Malloy's proposed budget this year would bring more deep state cuts, either in staffing or pay and benefits to public employees, along with a shift of hundreds of millions of dollars in costs to cities and towns. Again, the Democratic governor eschews state tax increases and again he faces harsh rebukes from the unions and other left-leaning activists who worked for his two elections.

Many of those same people also called Malloy's deal to give AQR an aid package of $35 million in November an outrage. With the incentive, mostly a $28 million, low-interest loan, AQR said it would keep its 540 employees on this side of the New York-Connecticut line and add as many as 600 in the next decade.
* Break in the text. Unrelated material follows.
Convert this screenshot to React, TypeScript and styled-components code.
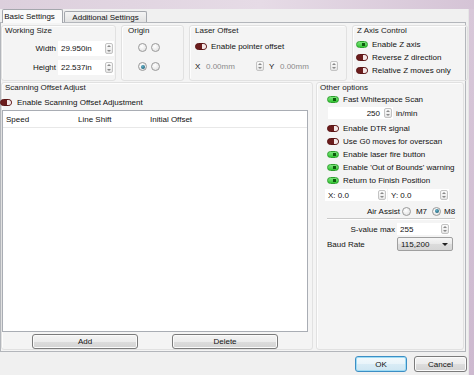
import React from 'react';
import styled, { createGlobalStyle, css } from 'styled-components';

const GlobalStyle = createGlobalStyle`
  html, body { margin: 0; padding: 0; background: #f0f0f0; }
  body {
    font-family: 'Liberation Sans', Arial, sans-serif;
    font-size: 8px;
    color: #111;
  }
  * { box-sizing: border-box; }
`;

const Window = styled.div`
  width: 474px;
  height: 375px;
  overflow: hidden;
  display: flex;
  flex-direction: column;
  background: #f0f0f0;
`;

const TitleStrip = styled.div`
  height: 9px;
  flex: none;
  background: linear-gradient(to right, #dccfdc, #e6dbe6 55%, #d5c4d6);
`;

const Body = styled.div`
  flex: 1;
  display: flex;
`;

const Main = styled.div`
  width: 468px;
  display: flex;
  flex-direction: column;
`;

const Frame = styled.div`
  flex: 1;
  border-left: 1px solid #e6e6e6;
  background: linear-gradient(to bottom, #d8c8d9, #cdb9cf);
`;

const TabBar = styled.div`
  height: 13px;
  display: flex;
  align-items: flex-end;
  gap: 1px;
  padding-left: 2px;
  position: relative;
  z-index: 1;
`;

const Tab = styled.div<{ $active?: boolean; $w: number }>`
  width: ${(p) => p.$w}px;
  display: flex;
  align-items: center;
  justify-content: center;
  border: 1px solid #a4a7ad;
  border-bottom: none;
  border-radius: 2px 2px 0 0;
  ${(p) =>
    p.$active
      ? css`
          height: 14px;
          margin-bottom: -1px;
          background: #fafafa;
          padding-right: 6px;
        `
      : css`
          height: 11px;
          background: linear-gradient(#f4f4f4, #e2e2e2);
        `}
`;

const Pane = styled.div`
  width: 466px;
  height: 330px;
  border: 1px solid #b3b6bb;
  background: #f4f4f4;
  padding: 1px 0 1px 0;
  display: flex;
  flex-direction: column;
  gap: 1px;
`;

const TopRow = styled.div`
  height: 58px;
  display: grid;
  grid-template-columns: 115px 63px 158px 116px;
  column-gap: 5px;
  padding-top: 1px;
`;

const BottomRow = styled.div`
  flex: 1;
  display: grid;
  grid-template-columns: 312px 148px;
  column-gap: 3px;
`;

const Group = styled.div<{ $pad?: number }>`
  border: 1px solid #e1e1e1;
  border-radius: 3px;
  box-shadow: inset 1px 1px 0 #fdfdfd;
  display: flex;
  flex-direction: column;
  padding-left: ${(p) => p.$pad ?? 0}px;
  min-width: 0;
`;

const GroupTitle = styled.div<{ $indent?: number }>`
  height: 10px;
  line-height: 9px;
  padding-left: ${(p) => p.$indent ?? 3}px;
  color: #222;
  white-space: nowrap;
`;

const Row = styled.div<{ $h?: number; $mt?: number; $pl?: number; $gap?: number }>`
  display: flex;
  align-items: center;
  height: ${(p) => p.$h ?? 13}px;
  margin-top: ${(p) => p.$mt ?? 0}px;
  padding-left: ${(p) => p.$pl ?? 0}px;
  gap: ${(p) => p.$gap ?? 0}px;
  white-space: nowrap;
`;

const Label = styled.span<{ $w?: number; $right?: boolean; $muted?: boolean }>`
  ${(p) => p.$w && `width: ${p.$w}px; flex: none;`}
  text-align: ${(p) => (p.$right ? 'right' : 'left')};
  color: ${(p) => (p.$muted ? '#7d7d7d' : '#111')};
`;

/* toggle switch that stands in for a check box */
const Toggle = styled.span<{ $on?: boolean }>`
  width: 12px;
  height: 7px;
  flex: none;
  border-radius: 4px;
  position: relative;
  ${(p) =>
    p.$on
      ? css`
          background: linear-gradient(#7ce57c, #34c634);
          border: 1px solid #2ea02e;
          &::after {
            content: '';
            position: absolute;
            right: 2px;
            top: 1px;
            width: 3px;
            height: 3px;
            background: #0d5a0d;
          }
        `
      : css`
          background: #6c1d1d;
          border: 1px solid #5a1515;
          &::after {
            content: '';
            position: absolute;
            right: 0;
            top: 0;
            width: 4px;
            height: 5px;
            border-radius: 0 3px 3px 0;
            background: #f4e8e8;
          }
        `}
`;

const Check = ({ on, label, gap = 4 }: { on?: boolean; label: string; gap?: number }) => (
  <>
    <Toggle $on={on} />
    <span style={{ marginLeft: gap }}>{label}</span>
  </>
);

const Field = styled.div<{ $w: number; $h?: number; $white?: boolean; $end?: boolean }>`
  width: ${(p) => p.$w}px;
  height: ${(p) => p.$h ?? 12}px;
  flex: none;
  display: flex;
  align-items: center;
  justify-content: ${(p) => (p.$end ? 'flex-end' : 'space-between')};
  gap: 4px;
  padding: 0 1px 0 3px;
  background: ${(p) => (p.$white ? '#ffffff' : 'transparent')};
  color: ${(p) => (p.$white ? '#111' : '#8a8a8a')};
`;

const SpinButton = styled.span<{ $h?: number }>`
  width: 8px;
  height: ${(p) => p.$h ?? 11}px;
  flex: none;
  border: 1px solid #c3c3c3;
  border-radius: 2px;
  background: linear-gradient(#fbfbfb, #e6e6e6);
  display: flex;
  flex-direction: column;
  align-items: center;
  justify-content: space-around;
`;

const Arrow = styled.span<{ $down?: boolean }>`
  width: 0;
  height: 0;
  border-left: 2px solid transparent;
  border-right: 2px solid transparent;
  ${(p) => (p.$down ? 'border-top: 2px solid #8a8a8a;' : 'border-bottom: 2px solid #8a8a8a;')}
`;

const Spin = ({ h }: { h?: number }) => (
  <SpinButton $h={h}>
    <Arrow />
    <Arrow $down />
  </SpinButton>
);

const Radio = styled.span<{ $checked?: boolean }>`
  width: 9px;
  height: 9px;
  flex: none;
  border-radius: 50%;
  border: 1px solid #9a9a9a;
  background: radial-gradient(circle at 40% 35%, #ffffff, #dcdcdc);
  position: relative;
  ${(p) =>
    p.$checked &&
    css`
      &::after {
        content: '';
        position: absolute;
        left: 1.5px;
        top: 1.5px;
        width: 4px;
        height: 4px;
        border-radius: 50%;
        background: radial-gradient(circle at 40% 35%, #5fb0c8, #124d63);
      }
    `}
`;

const RadioGrid = styled.div`
  display: grid;
  grid-template-columns: 9px 9px;
  column-gap: 4px;
  row-gap: 10px;
  margin: 7px 0 0 16px;
`;

const Table = styled.div`
  width: 306px;
  height: 222px;
  margin-top: 2px;
  background: #fff;
  border: 1px solid #a9adb4;
`;

const TableHead = styled.div`
  height: 17px;
  display: grid;
  grid-template-columns: 72px 72px 1fr;
  align-items: center;
  padding-left: 3px;
  border-bottom: 1px solid #e8e8e8;
`;

const ButtonRow = styled.div`
  display: flex;
  gap: 34px;
  padding-left: 30px;
  margin-top: 2px;
`;

const Button = styled.button<{ $w: number; $h?: number; $default?: boolean }>`
  width: ${(p) => p.$w}px;
  height: ${(p) => p.$h ?? 15}px;
  padding: 0;
  font: inherit;
  color: #111;
  border-radius: 3px;
  border: 1px solid #7b7b7b;
  background: linear-gradient(#f4f4f4, #ececec 50%, #dddddd 50%, #d3d3d3);
  box-shadow: inset 0 0 0 1px #fbfbfb;
  ${(p) =>
    p.$default &&
    css`
      border-color: #3c8ec4;
      box-shadow: inset 0 0 0 1px #9fdcf5;
      background: linear-gradient(#f3f9fc, #e8f4fa 50%, #d9ecf6 50%, #cfe6f2);
    `}
`;

const Separator = styled.div`
  height: 2px;
  margin: 1px 8px 0 10px;
  border-top: 1px solid #c9c9c9;
  border-bottom: 1px solid #ffffff;
`;

const Combo = styled.div`
  width: 56px;
  height: 14px;
  display: flex;
  align-items: center;
  justify-content: space-between;
  padding: 0 4px 0 3px;
  border: 1px solid #9f9f9f;
  border-radius: 2px;
  background: linear-gradient(#f6f6f6, #e9e9e9 50%, #dcdcdc 50%, #d6d6d6);
`;

const ComboArrow = styled.span`
  width: 0;
  height: 0;
  border-left: 3px solid transparent;
  border-right: 3px solid transparent;
  border-top: 3px solid #222;
`;

const Footer = styled.div`
  flex: 1;
  display: flex;
  justify-content: flex-end;
  align-items: flex-start;
  gap: 7px;
  padding: 4px 1px 0 0;
`;

export default function App() {
  return (
    <Window>
      <GlobalStyle />
      <TitleStrip />
      <Body>
        <Main>
          <TabBar>
            <Tab $active $w={61}>Basic Settings</Tab>
            <Tab $w={83}>Additional Settings</Tab>
          </TabBar>
          <Pane>
            <TopRow>
              <Group>
                <GroupTitle>Working Size</GroupTitle>
                <Row $h={15} $mt={5} $gap={2}>
                  <Label $w={54} $right>Width</Label>
                  <Field $w={56} $h={15} $white>
                    29.950in
                    <Spin />
                  </Field>
                </Row>
                <Row $h={15} $mt={4} $gap={2}>
                  <Label $w={54} $right>Height</Label>
                  <Field $w={56} $h={15} $white>
                    22.537in
                    <Spin />
                  </Field>
                </Row>
              </Group>
              <Group>
                <GroupTitle $indent={6}>Origin</GroupTitle>
                <RadioGrid>
                  <Radio />
                  <Radio />
                  <Radio $checked />
                  <Radio />
                </RadioGrid>
              </Group>
              <Group $pad={5}>
                <GroupTitle $indent={0}>Laser Offset</GroupTitle>
                <Row $mt={4}>
                  <Check label="Enable pointer offset" />
                </Row>
                <Row $h={14} $mt={6}>
                  <Label $w={8}>X</Label>
                  <Field $w={62} $h={14}>
                    0.00mm
                    <Spin h={10} />
                  </Field>
                  <Label $w={8} style={{ marginLeft: 4 }}>Y</Label>
                  <Field $w={62} $h={14}>
                    0.00mm
                    <Spin h={10} />
                  </Field>
                </Row>
              </Group>
              <Group $pad={3}>
                <GroupTitle $indent={1}>Z Axis Control</GroupTitle>
                <Row $mt={2}>
                  <Check on label="Enable Z axis" />
                </Row>
                <Row>
                  <Check label="Reverse Z direction" />
                </Row>
                <Row>
                  <Check label="Relative Z moves only" />
                </Row>
              </Group>
            </TopRow>
            <BottomRow>
              <Group>
                <GroupTitle>Scanning Offset Adjust</GroupTitle>
                <Row $h={12} $mt={3} style={{ marginLeft: -2 }}>
                  <Check label="Enable Scanning Offset Adjustment" gap={5} />
                </Row>
                <Table>
                  <TableHead>
                    <span>Speed</span>
                    <span>Line Shift</span>
                    <span>Initial Offset</span>
                  </TableHead>
                </Table>
                <ButtonRow>
                  <Button $w={106}>Add</Button>
                  <Button $w={106}>Delete</Button>
                </ButtonRow>
              </Group>
              <Group>
                <GroupTitle>Other options</GroupTitle>
                <Row $pl={10}>
                  <Check on label="Fast Whitespace Scan" />
                </Row>
                <Row $h={12} $mt={1} $pl={11} $gap={3}>
                  <Field $w={65} $white $end>
                    250
                    <Spin h={10} />
                  </Field>
                  <span>in/min</span>
                </Row>
                <Row $mt={3} $pl={10}>
                  <Check label="Enable DTR signal" />
                </Row>
                <Row $pl={10}>
                  <Check label="Use G0 moves for overscan" />
                </Row>
                <Row $pl={10}>
                  <Check on label="Enable laser fire button" />
                </Row>
                <Row $pl={10}>
                  <Check on label="Enable 'Out of Bounds' warning" />
                </Row>
                <Row $pl={10}>
                  <Check on label="Return to Finish Position" />
                </Row>
                <Row $h={12} $mt={2} $pl={8} $gap={1}>
                  <Field $w={62} $white>
                    X: 0.0
                    <Spin h={10} />
                  </Field>
                  <Field $w={61} $white>
                    Y: 0.0
                    <Spin h={10} />
                  </Field>
                </Row>
                <Row $h={12} $mt={4} $pl={50}>
                  <span>Air Assist</span>
                  <Radio style={{ marginLeft: 2 }} />
                  <span style={{ marginLeft: 5 }}>M7</span>
                  <Radio $checked style={{ marginLeft: 5 }} />
                  <span style={{ marginLeft: 3 }}>M8</span>
                </Row>
                <Separator />
                <Row $h={12} $mt={3} $gap={2}>
                  <Label $w={78} $right>S-value max</Label>
                  <Field $w={53} $white>
                    255
                    <Spin h={10} />
                  </Field>
                </Row>
                <Row $h={14} $mt={2} $pl={10}>
                  <Label $w={70}>Baud Rate</Label>
                  <Combo>
                    115,200
                    <ComboArrow />
                  </Combo>
                </Row>
              </Group>
            </BottomRow>
          </Pane>
          <Footer>
            <Button $w={52} $h={16} $default>OK</Button>
            <Button $w={53} $h={16}>Cancel</Button>
          </Footer>
        </Main>
        <Frame />
      </Body>
    </Window>
  );
}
Is it an outrage for the state, while it's cutting basic human services, to give tens of millions of dollars to a hedge fund with $175 billion under management? No question about it, especially since Asness, the managing founder, has shown a significant libertarian bent in his lively blog posts and other writings.

Two years ago, Asness and an AQR colleague raised hackles with a research paper that argued that the global temperature trends over the last 125 years do not, on their own, support an alarmist view of global warming. Asness said climate change was real, but was nonetheless widely tarred as a climate change denier.

Asness, who goes by Cliff, has also supported gay marriage among many other causes. He was reported to be a lead funder of the #NeverTrump movement, though he has supported Republicans significantly.

Personal politics aside, how does Malloy's investment look now? Consider that a small handful of AQR managers could pay more than $100 million in state income taxes alone in a single year — and these hedge funds can and sometimes do move.

Distasteful and outrageous as they are, the two state handouts to keep hedge funds in lower Fairfield County (including $22 million for Dalio's Bridgewater in 2012) are the best investments Malloy has made for Connecticut taxpayers. The best ever.